Noche de julio en la ciudad de Buenos Aires. Afuera, ocho grados
de temperatura. En mi departamento, la calefacción ha logrado generar un
ambiente cálido y envolvente.
Mi cama, llena de almohadones, tiene las sábanas frescas,
blancas y crocantes. Todavía conservan algo de ese perfume de menta y jazmín
que les puse esta mañana.
En el baño me esperan velas y aceite de lavanda.
La pila de dvds y de libros sobre mi mesa de luz me están
llamando desesperadamente.
La tentación es casi irresistible. A medida que pasan los
años, cada vez se hace más difícil salir de casa.
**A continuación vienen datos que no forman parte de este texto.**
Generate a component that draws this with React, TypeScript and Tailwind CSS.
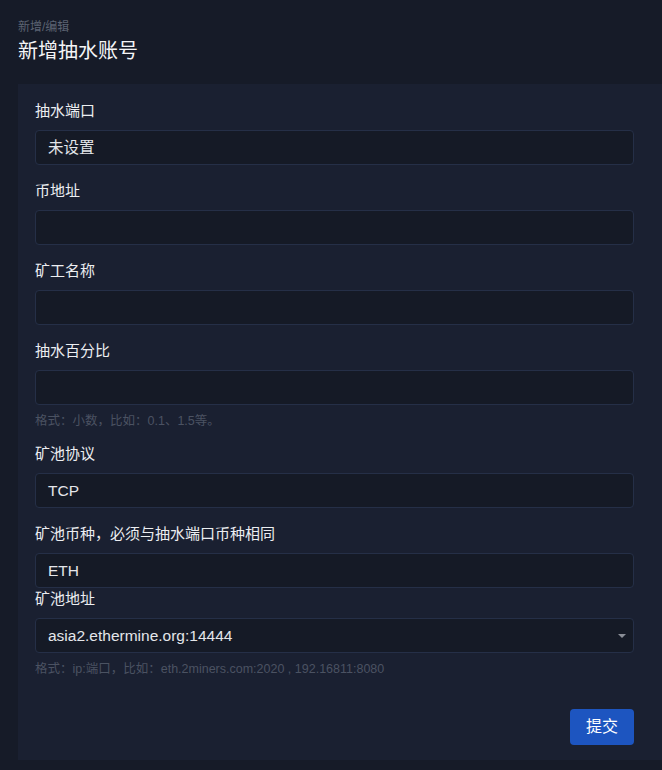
const FONT = { fontFamily: '"Liberation Sans", "Noto Sans CJK SC", sans-serif' };

function Field({
  label,
  value,
  help,
  gap = "mb-[15px]",
  select,
}: {
  label: string;
  value?: string;
  help?: string;
  gap?: string;
  select?: boolean;
}) {
  return (
    <div className={gap}>
      <div className="text-[15px] leading-[22px] text-[#eceef1] mb-2">{label}</div>
      <div className="relative h-[35px] rounded-[4px] border border-[#252f47] bg-[#151a26] flex items-center px-3 text-[15.5px] text-[#e4e6ea]">
        {value}
        {select && (
          <span className="absolute right-[7px] top-[15px] w-0 h-0 border-l-[4px] border-r-[4px] border-t-[4px] border-l-transparent border-r-transparent border-t-[#8a8e97]" />
        )}
      </div>
      {help && <div className="mt-[7px] text-[12.5px] leading-[18px] text-[#4b5262]">{help}</div>}
    </div>
  );
}

export default function App() {
  return (
    <div className="min-h-[770px] bg-[#161b28]" style={FONT}>
      <div className="pl-[18px] pt-[19px] h-[84px]">
        <div className="text-[12px] leading-[16px] text-[#5c6372]">新增/编辑</div>
        <div className="text-[20px] leading-[30px] mt-[1px] text-[#f4f5f7]">新增抽水账号</div>
      </div>
      <div className="ml-[18px] bg-[#1a2031] pl-[17px] pr-[28px] pt-[16px] pb-[16px] h-[676px]">
        <Field label="抽水端口" value="未设置" />
        <Field label="币地址" />
        <Field label="矿工名称" />
        <Field label="抽水百分比" help="格式：小数，比如：0.1、1.5等。" gap="mb-[13px]" />
        <Field label="矿池协议" value="TCP" />
        <Field label="矿池币种，必须与抽水端口币种相同" value="ETH" gap="" />
        <Field
          label="矿池地址"
          value="asia2.ethermine.org:14444"
          select
          help="格式：ip:端口，比如：eth.2miners.com:2020 , 192.16811:8080"
          gap=""
        />
        <div className="flex justify-end mt-[31px]">
          <button className="h-[36px] w-[64px] rounded-[4px] bg-[#1d55c0] text-white text-[16px]">提交</button>
        </div>
      </div>
    </div>
  );
}
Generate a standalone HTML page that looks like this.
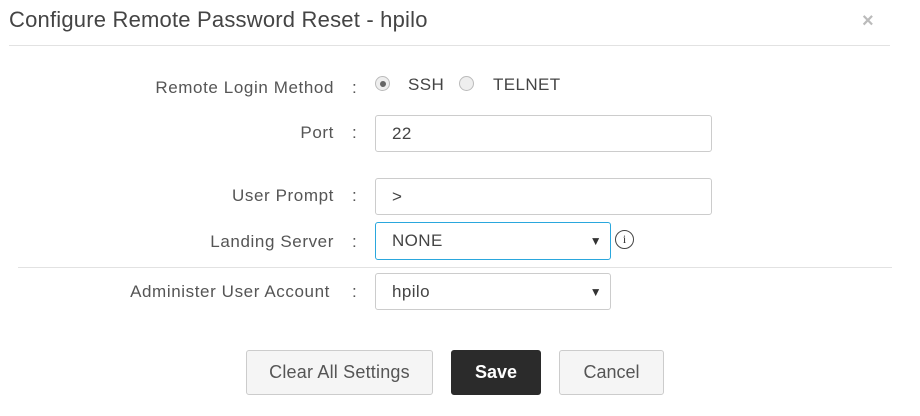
<!DOCTYPE html>
<html><head><style>
body{margin:0;width:920px;height:416px;background:#fff;font-family:"Liberation Sans",sans-serif;color:#555;position:relative;overflow:hidden}
.a{position:absolute}
.t{left:9px;top:7px;font-size:22px;color:#444;letter-spacing:0.2px}
.x{left:862px;top:10px;font-size:20px;color:#bbb;font-weight:bold}
.hr{height:1px;background:#e2e2e2}
.l{width:334px;left:0;text-align:right;font-size:17px;letter-spacing:0.6px}
.c{left:352px;font-size:17px}
.in{border:1px solid #ccc;border-radius:3px;box-sizing:border-box;font-size:17px;padding-left:16px;display:flex;align-items:center;color:#444;letter-spacing:0.4px}
.ar{position:absolute;right:8px;font-size:12px;color:#333}
.r{width:15px;height:15px;border-radius:50%;border:1px solid #bbb;box-sizing:border-box;background:#eee}
.b{border:1px solid #ccc;border-radius:3px;box-sizing:border-box;background:#f5f5f5;font-size:18px;display:flex;align-items:center;justify-content:center;color:#555;height:45px;top:350px}
</style></head><body>
<div class="a t">Configure Remote Password Reset - hpilo</div>
<div class="a x">×</div>
<div class="a hr" style="left:9px;top:45px;width:881px"></div>

<div class="a l" style="top:78px">Remote Login Method</div><div class="a c" style="top:78px">:</div>
<div class="a r" style="left:375px;top:76px;display:flex;align-items:center;justify-content:center"><div style="width:6px;height:6px;border-radius:50%;background:#666"></div></div>
<div class="a" style="left:408px;top:75px;font-size:17px;color:#444;letter-spacing:0.4px">SSH</div>
<div class="a r" style="left:459px;top:76px"></div>
<div class="a" style="left:493px;top:75px;font-size:17px;color:#444;letter-spacing:0.4px">TELNET</div>

<div class="a l" style="top:123px">Port</div><div class="a c" style="top:123px">:</div>
<div class="a in" style="left:375px;top:115px;width:337px;height:37px">22</div>

<div class="a l" style="top:186px">User Prompt</div><div class="a c" style="top:186px">:</div>
<div class="a in" style="left:375px;top:178px;width:337px;height:37px">&gt;</div>

<div class="a l" style="top:232px">Landing Server</div><div class="a c" style="top:232px">:</div>
<div class="a in" style="left:375px;top:222px;width:236px;height:38px;border-color:#2aa7dd">NONE<span class="ar">▼</span></div>
<div class="a" style="left:615px;top:230px;width:19px;height:19px;border:1.5px solid #444;border-radius:50%;box-sizing:border-box;font-size:12px;text-align:center;line-height:16px;color:#333;font-family:'Liberation Serif',serif">i</div>

<div class="a hr" style="left:18px;top:267px;width:874px"></div>

<div class="a l" style="top:282px;width:330px">Administer User Account</div><div class="a c" style="top:282px">:</div>
<div class="a in" style="left:375px;top:273px;width:236px;height:37px">hpilo<span class="ar">▼</span></div>

<div class="a b" style="left:246px;width:187px;letter-spacing:0.2px">Clear All Settings</div>
<div class="a b" style="left:451px;width:90px;background:#2b2b2b;border-color:#2b2b2b;color:#fff;font-weight:bold">Save</div>
<div class="a b" style="left:559px;width:105px">Cancel</div>
</body></html>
Más aún en invierno.
Invertimos tiempo y plata en hacer de nuestra casa un lugar
lindo, y después ése esfuerzo se vuelve en nuestra contra cuando la casa se
transforma en una especie de imán atrapante que no nos invita a salir.
Siete y media de tarde. Nada mejor que desmaquillarse, darse
un buen baño y ponerse el pijama. Abstraerse del mundo, relajarla por completo,
chez moi.
Pero no lo voy a hacer porque, así como mi casa es un lugar
agradable, está lleno de otros lugares agradables por descubrir en esta ciudad.
Así que a desempolvar las lentejuelas. No hay que permitir
que la comodidad le gane al espíritu joven. La primera caipiroska va a hacer
que todo valga la pena. Después les cuento.